# Want to wipe everything and start from square one



## FatalIll (Dec 16, 2011)

With the forward progress of the Android Alphas, I feel like my touchpad is teetering and slowly becoming more and more cluttered. Call me an OCD freak but right now I need help going back to square one;

I want to wipe the touchpad completely, of android, webos, all data.
Reinstall webos fresh and clean and updated.
Install the 3.5 release of the android alpha
continue loving my touchpad

If anyone knows what I need to accomplish these goals, let me know? Thanks.


----------



## vsawri (Nov 18, 2011)

http://rootzwiki.com/topic/10671-andriod-partitions-question-4-devs/


----------



## FatalIll (Dec 16, 2011)

vsawri said:


> http://rootzwiki.com/topic/10671-andriod-partitions-question-4-devs/


thats for partitioning....


----------



## ilive12 (Aug 30, 2011)

Use acme uninstaller (its in the thread where CM7 3.5 is, comes with acme installer) to uninstall the android OS partition, then go to webos settings and factory restore all data. Did this a few days ago myself, its a lot less cluttered now, and i actually organized my apps. Plus i installed xronified this time around instead of plain CM7.


----------



## FatalIll (Dec 16, 2011)

ilive12 said:


> Use acme uninstaller (its in the thread where CM7 3.5 is, comes with acme installer) to uninstall the android OS partition, then go to webos settings and factory restore all data. Did this a few days ago myself, its a lot less cluttered now, and i actually organized my apps. Plus i installed xronified this time around instead of plain CM7.
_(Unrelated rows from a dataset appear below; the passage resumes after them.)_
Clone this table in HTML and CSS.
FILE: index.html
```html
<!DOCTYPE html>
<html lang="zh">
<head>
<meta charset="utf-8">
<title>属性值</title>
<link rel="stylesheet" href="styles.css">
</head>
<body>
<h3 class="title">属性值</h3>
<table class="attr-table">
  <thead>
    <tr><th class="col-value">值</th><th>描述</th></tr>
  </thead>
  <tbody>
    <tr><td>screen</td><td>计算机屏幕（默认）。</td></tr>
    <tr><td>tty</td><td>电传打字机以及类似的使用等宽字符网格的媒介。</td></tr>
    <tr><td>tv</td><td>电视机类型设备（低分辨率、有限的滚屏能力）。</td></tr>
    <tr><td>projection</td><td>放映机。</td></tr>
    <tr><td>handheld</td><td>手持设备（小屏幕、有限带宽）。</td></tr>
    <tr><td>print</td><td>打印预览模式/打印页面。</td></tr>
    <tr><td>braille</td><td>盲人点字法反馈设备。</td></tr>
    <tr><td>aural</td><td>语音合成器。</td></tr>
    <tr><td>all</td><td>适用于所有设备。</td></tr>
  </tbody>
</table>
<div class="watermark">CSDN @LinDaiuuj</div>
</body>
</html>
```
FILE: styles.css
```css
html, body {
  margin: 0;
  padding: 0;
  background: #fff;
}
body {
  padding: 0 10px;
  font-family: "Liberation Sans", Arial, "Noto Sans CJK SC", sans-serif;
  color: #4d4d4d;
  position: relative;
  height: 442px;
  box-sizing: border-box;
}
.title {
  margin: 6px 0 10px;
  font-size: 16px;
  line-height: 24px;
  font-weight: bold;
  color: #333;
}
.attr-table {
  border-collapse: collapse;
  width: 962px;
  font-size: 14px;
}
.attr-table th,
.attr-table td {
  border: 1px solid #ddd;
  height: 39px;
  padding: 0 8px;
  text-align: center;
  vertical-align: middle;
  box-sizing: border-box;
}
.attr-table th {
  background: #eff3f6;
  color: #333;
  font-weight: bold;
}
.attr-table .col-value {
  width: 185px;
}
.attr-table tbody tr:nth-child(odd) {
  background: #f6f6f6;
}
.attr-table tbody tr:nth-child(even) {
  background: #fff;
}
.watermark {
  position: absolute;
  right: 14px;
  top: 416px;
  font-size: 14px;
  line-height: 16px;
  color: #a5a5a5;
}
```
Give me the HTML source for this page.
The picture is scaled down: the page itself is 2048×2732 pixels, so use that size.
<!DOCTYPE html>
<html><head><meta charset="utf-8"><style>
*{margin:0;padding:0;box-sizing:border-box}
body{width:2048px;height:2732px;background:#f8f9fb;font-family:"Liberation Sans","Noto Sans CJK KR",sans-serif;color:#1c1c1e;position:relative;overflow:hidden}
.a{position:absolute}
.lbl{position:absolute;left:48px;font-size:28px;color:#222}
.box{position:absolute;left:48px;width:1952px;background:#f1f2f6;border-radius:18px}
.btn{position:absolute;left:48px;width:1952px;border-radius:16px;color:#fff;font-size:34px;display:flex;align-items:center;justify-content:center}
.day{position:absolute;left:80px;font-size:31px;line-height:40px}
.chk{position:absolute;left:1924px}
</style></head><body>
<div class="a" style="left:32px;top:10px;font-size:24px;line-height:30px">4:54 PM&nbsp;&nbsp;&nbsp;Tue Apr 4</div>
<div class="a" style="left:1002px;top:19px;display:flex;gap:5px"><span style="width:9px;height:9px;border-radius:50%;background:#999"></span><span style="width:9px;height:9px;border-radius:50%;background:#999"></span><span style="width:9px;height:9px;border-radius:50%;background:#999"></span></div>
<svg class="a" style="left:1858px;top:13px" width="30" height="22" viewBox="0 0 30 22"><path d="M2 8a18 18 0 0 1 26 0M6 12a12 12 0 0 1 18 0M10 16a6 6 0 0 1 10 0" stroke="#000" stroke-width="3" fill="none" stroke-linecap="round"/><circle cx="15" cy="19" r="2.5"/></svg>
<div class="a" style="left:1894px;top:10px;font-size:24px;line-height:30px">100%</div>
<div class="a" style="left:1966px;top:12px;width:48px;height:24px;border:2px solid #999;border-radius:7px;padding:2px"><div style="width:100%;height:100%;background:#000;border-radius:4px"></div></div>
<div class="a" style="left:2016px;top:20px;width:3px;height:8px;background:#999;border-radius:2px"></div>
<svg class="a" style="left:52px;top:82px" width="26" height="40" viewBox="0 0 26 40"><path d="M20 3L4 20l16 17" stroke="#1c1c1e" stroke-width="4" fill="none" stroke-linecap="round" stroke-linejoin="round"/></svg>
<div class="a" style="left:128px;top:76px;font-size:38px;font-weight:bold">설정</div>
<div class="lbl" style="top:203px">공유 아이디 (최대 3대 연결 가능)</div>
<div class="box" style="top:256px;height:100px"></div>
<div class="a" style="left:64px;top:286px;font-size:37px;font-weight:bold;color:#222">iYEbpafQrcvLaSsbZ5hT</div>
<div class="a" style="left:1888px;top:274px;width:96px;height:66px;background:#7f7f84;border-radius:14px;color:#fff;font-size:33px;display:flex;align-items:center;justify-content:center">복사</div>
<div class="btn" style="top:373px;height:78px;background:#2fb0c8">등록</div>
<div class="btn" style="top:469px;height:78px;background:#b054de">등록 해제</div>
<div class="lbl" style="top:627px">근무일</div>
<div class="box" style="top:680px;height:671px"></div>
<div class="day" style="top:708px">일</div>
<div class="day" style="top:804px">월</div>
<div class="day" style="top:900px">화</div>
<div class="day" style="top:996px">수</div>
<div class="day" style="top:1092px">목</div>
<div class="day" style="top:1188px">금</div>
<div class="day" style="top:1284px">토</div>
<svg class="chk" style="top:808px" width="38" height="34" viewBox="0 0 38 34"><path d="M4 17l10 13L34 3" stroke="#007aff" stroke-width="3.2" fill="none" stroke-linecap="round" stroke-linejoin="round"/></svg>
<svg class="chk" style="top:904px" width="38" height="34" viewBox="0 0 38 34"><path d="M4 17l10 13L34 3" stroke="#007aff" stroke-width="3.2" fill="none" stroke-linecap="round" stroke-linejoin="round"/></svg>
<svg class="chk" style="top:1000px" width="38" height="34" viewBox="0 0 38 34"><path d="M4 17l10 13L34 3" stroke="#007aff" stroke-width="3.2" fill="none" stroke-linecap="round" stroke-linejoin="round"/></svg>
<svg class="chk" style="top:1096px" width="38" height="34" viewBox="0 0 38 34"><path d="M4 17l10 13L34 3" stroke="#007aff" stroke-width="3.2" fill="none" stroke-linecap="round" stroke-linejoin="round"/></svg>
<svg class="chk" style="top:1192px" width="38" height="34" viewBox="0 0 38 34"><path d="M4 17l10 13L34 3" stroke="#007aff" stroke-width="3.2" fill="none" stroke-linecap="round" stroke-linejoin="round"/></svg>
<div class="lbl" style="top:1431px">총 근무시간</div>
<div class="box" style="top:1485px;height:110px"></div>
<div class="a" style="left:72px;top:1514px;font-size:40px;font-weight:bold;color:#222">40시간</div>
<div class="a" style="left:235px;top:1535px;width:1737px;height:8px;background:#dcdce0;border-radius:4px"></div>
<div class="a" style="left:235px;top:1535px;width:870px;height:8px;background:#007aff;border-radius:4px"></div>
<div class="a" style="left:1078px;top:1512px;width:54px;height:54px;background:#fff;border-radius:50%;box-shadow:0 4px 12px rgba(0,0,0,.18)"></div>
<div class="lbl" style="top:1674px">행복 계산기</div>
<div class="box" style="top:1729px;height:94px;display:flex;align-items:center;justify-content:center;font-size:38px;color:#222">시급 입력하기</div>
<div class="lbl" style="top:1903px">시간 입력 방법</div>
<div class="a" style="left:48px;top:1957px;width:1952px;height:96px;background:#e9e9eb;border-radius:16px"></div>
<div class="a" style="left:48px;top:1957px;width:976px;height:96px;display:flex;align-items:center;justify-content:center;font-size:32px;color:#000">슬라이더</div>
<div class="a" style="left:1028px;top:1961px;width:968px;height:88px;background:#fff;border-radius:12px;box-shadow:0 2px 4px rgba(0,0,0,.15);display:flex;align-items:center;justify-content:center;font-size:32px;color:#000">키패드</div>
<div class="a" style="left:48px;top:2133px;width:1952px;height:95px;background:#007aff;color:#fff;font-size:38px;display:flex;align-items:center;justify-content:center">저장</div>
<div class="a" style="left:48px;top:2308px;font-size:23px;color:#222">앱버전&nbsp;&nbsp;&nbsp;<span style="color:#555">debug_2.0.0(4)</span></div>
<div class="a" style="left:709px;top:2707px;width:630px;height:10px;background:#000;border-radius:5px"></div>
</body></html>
That sounds like just wiping the partitions clean and throwing back the OS. I want to start fresh, squeaky, nothing. I want to format everything and install webos from nothingness and then install android again.


----------



## tullywork (Aug 28, 2011)

I just used the ACME Uninstaller (thanks Fatallll for bringing it to my attention - and to all the devs that put it together) to bring my TP back to it's original state so i could give it to my sister. Worked perfectly, used acme uninstaller, then just did the factory reset of the apps/data in WebOS, and booted as if I just opened the box!


----------



## nevertells (Oct 29, 2011)

FatalIll said:


> That sounds like just wiping the partitions clean and throwing back the OS. I want to start fresh, squeaky, nothing. I want to format everything and install webos from nothingness and then install android again.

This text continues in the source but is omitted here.